When 'Nova scheduler' chooses a physical server to place the VM, it asks the quantum to provide MAC address, IP address and other information to be assigned to VM using 'create_port'  API.  Nova asks quantum as many times as number of virtual networks that VM belongs to.   Quanutm provides required information to NOVA back.  As part of this call,  Quantum comes to know about the physical server and the virtual networks that needs to be extended to the physical server.  It, then, informs the quantum agent (that sits in host Linux of each physical server) the virtual networks it needs to create.   Agent on the physical server gets more information on virtual networks from quantum and then create the needed resources.   Agent uses OVS (Open Virtual Switch ) package that is present in each physical server to do the job.  Please see some description of OVS below.   Quantum agent in each physical server creates two openflow bridges - integration bridge (br-int) and tunnel  bridge (br-tun).  Agent also connects south side of br-int to north side of br-tun  using loopback port pair.   Virtual network port creation and association to br-tun is done by quantum agent for every new virtual network or when the virtual network is deleted.  North side of br-int towards VMs is handed by libvirtd and associated drivers as part of VM management. See below.

Nova talks to 'nova-compute' package in the physical server to bring up/down VMs.  'Nova-compute' in the physical server uses 'libvirtd' package to bring up VMs,  create ports and associate them with openflow switches using OVS package.  Brief description of some of the work, libvirtd does with the help of OVS driver are:
  • Creates a Linux bridge for each port that is associated with the VM.
  • North side of this bridge is associated with VM Ethernet port (using tun/tap technology).
  • Configures ebtables to provide isolation among the VMs.
  • South side of this bridge is associated with Openflow integration bridge (br-int).  This is achieved by creating loopback port pair with one port attached to Linux bridge and another port associated with the Openflow switch, br-int.

Openvswitch (OVS)

OVS is openflow based switch implementation.  It is now part of Linux distribution.  Traditionally Linux bridges are used to provide virtual network functionality in KVM based host Linux.  In Linux 3.x kernels,  OVS has taken that responsibility and Linux bridge is used for the purposes of enabling 'ebtables'.
OVS provides set of utilities :  ovs-vsctl and ovs-ofctl.   "ovs-vsctl" utility is used by OVS quantum agent in physical servers to create openflow datapath entities (br-int, br-tun),   initialize Openflow tables and add both north and south bound ports to the br-int and br-tun.   "ovs-ofctl" is command line to create openflow flow entries in the openflow tables of br-int and br-tun.  It is used by OVS quantum agent to create default flow entries to enable typical L2 switching (802.1D) functionality.  Since OVS is openflow based,  external openflow controllers can manipulate the traffic forwarding by creating flows in br-int and br-tun.  Note that external controllers are required only to add 'redirect' functionality AND virtual switching functionality can be achieved even without external openflow controller. 

Just to outline various components in the physical server:
  • OVS  package - Creates Openflow switches,  Openflow ports and associate them to various switches and ofcourse provides ability for external controllers to control the traffic to/from VMs to external physical networks.
  • Quantum OVS Agent :  Communicates with the Quantum plugin in Openstack tool to get to know the virtual networks and configure OVS to realize those networks in the physical server.
  • OVS Driver in Libvirtd :  Allows connecting VMs to virtual networks and configures 'ebtables' to provide isolation among VMs.

Current VLAN based Network Virtualization solution

Openstack and OVS together can create VLAN based networks.  L2 switching is happening with no external openflow controller.   OVS Quantum agent with the help of plugin knows the VMs, their vports and corresponding network ports.

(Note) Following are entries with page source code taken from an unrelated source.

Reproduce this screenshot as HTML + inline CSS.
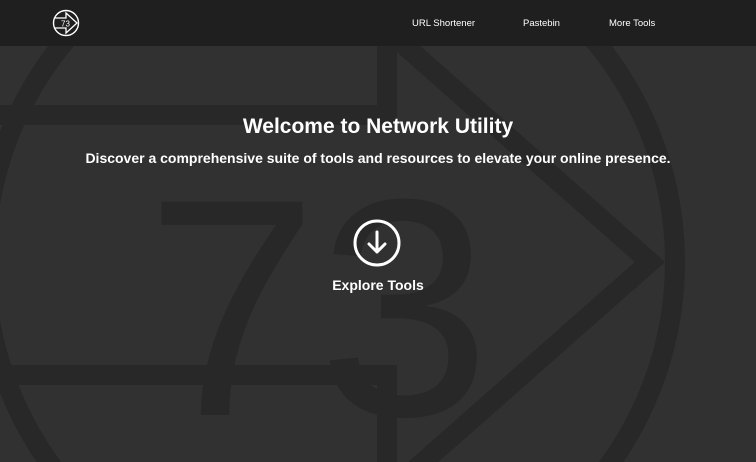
<!DOCTYPE html>
<html style="overflow:hidden;height:462px"><head><style>
body{margin:0;width:756px;height:462px;overflow:hidden;background:#313131;font-family:"Liberation Sans",sans-serif;position:relative}
.hdr{position:absolute;left:0;top:0;width:756px;height:46px;background:#1f1f1f;z-index:2}
.nav{position:absolute;top:18px;color:#fff;font-size:9.5px}
.bg{position:absolute;left:0;top:46px;z-index:0}
.c{position:absolute;left:0;width:756px;text-align:center;color:#fff;font-weight:bold;z-index:1}
</style></head><body>
<div class="hdr">
<svg style="position:absolute;left:52px;top:9px" width="28" height="28" viewBox="0 0 28 28">
<circle cx="14" cy="14" r="12.5" fill="none" stroke="#fff" stroke-width="1.4"/>
<path d="M2 9H14V4L25 14L14 24V19H2" fill="none" stroke="#fff" stroke-width="1.3"/>
<text x="13.5" y="17.5" font-size="8" fill="#fff" text-anchor="middle" font-family="Liberation Sans">73</text>
</svg>
<div class="nav" style="left:412px">URL Shortener</div>
<div class="nav" style="left:523px">Pastebin</div>
<div class="nav" style="left:609px">More Tools</div>
</div>
<svg class="bg" width="756" height="416" viewBox="0 46 756 416">
<g fill="none" stroke="#282828" stroke-width="20">
<circle cx="330" cy="262" r="345"/>
<path d="M-20 115H387V30L650 262L387 494V375H-20"/>
</g>
<text x="318" y="415" font-size="310" fill="#282828" text-anchor="middle" font-family="Liberation Sans">73</text>
</svg>
<div class="c" style="top:115px;font-size:21px">Welcome to Network Utility</div>
<div class="c" style="top:150px;font-size:14px">Discover a comprehensive suite of tools and resources to elevate your online presence.</div>
<svg style="position:absolute;left:353px;top:219px;z-index:1" width="48" height="48" viewBox="0 0 48 48">
<circle cx="24" cy="24" r="22" fill="none" stroke="#fff" stroke-width="3"/>
<path d="M24 13V33M16 25L24 33L32 25" fill="none" stroke="#fff" stroke-width="3" stroke-linecap="round" stroke-linejoin="round"/>
</svg>
<div class="c" style="top:277px;font-size:14px">Explore Tools</div>
</body></html>
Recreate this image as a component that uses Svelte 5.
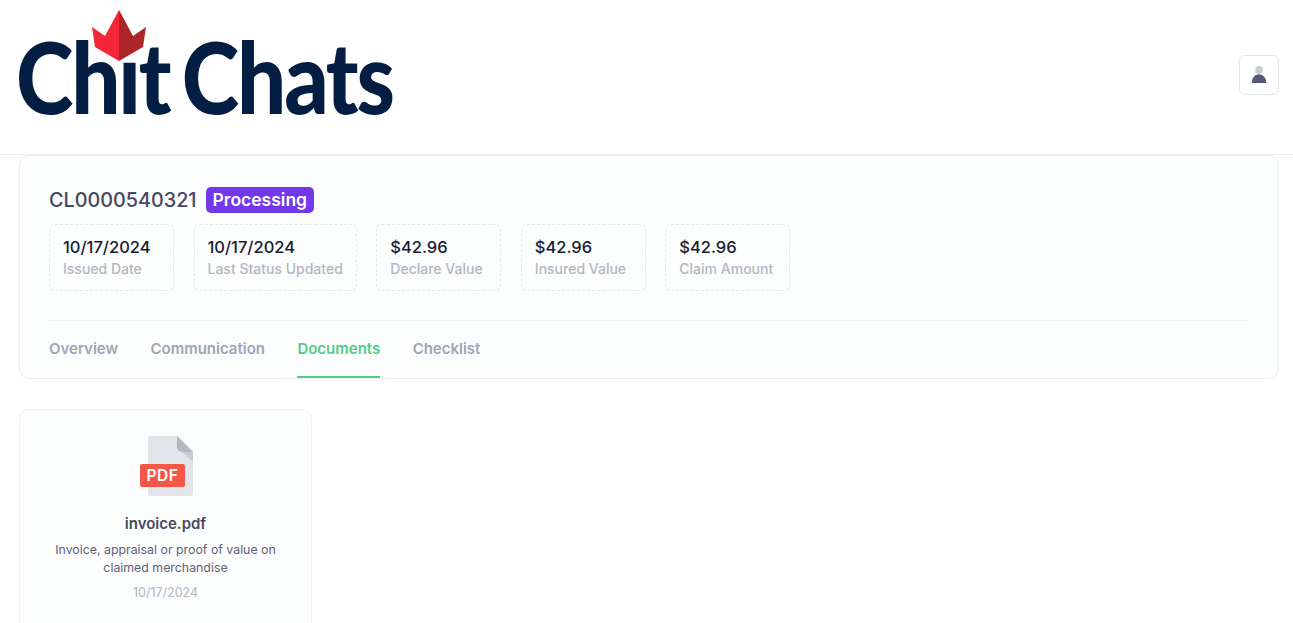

Using this information,  agent associates the VLAN ID to each vport connected to the VMs.  This information is used by OVS to know which VLAN to use when packets come from VMs.  Also,  agent creates one rule to do the LEARNING for packets coming in from the network. 

Overlay based Virtual Networks

Companies like Nicira and bigswitch networks are promoting overlay based virtual networks. OVS in each compute node (Edges of the physical network) is used as starting point of overlays.  All L2 and L3 switches connecting compute nodes are only used for transporting the tunneled packets.  They don't need to participate in the virtual networks.   Since OVS in compute nodes is encapsulating and decapsulating inner ethernet packets into/from another IP packet,  in-between switches transfer the packets using outer IP header addresses and outer MAC headers.  Essentially,  overlay tunnels start and end at compute nodes.  With this,  network operators can configure the switches in L3 mode instead of problematic L2 mode.  May be, in future, one might not see any L2 switches in the data center networks.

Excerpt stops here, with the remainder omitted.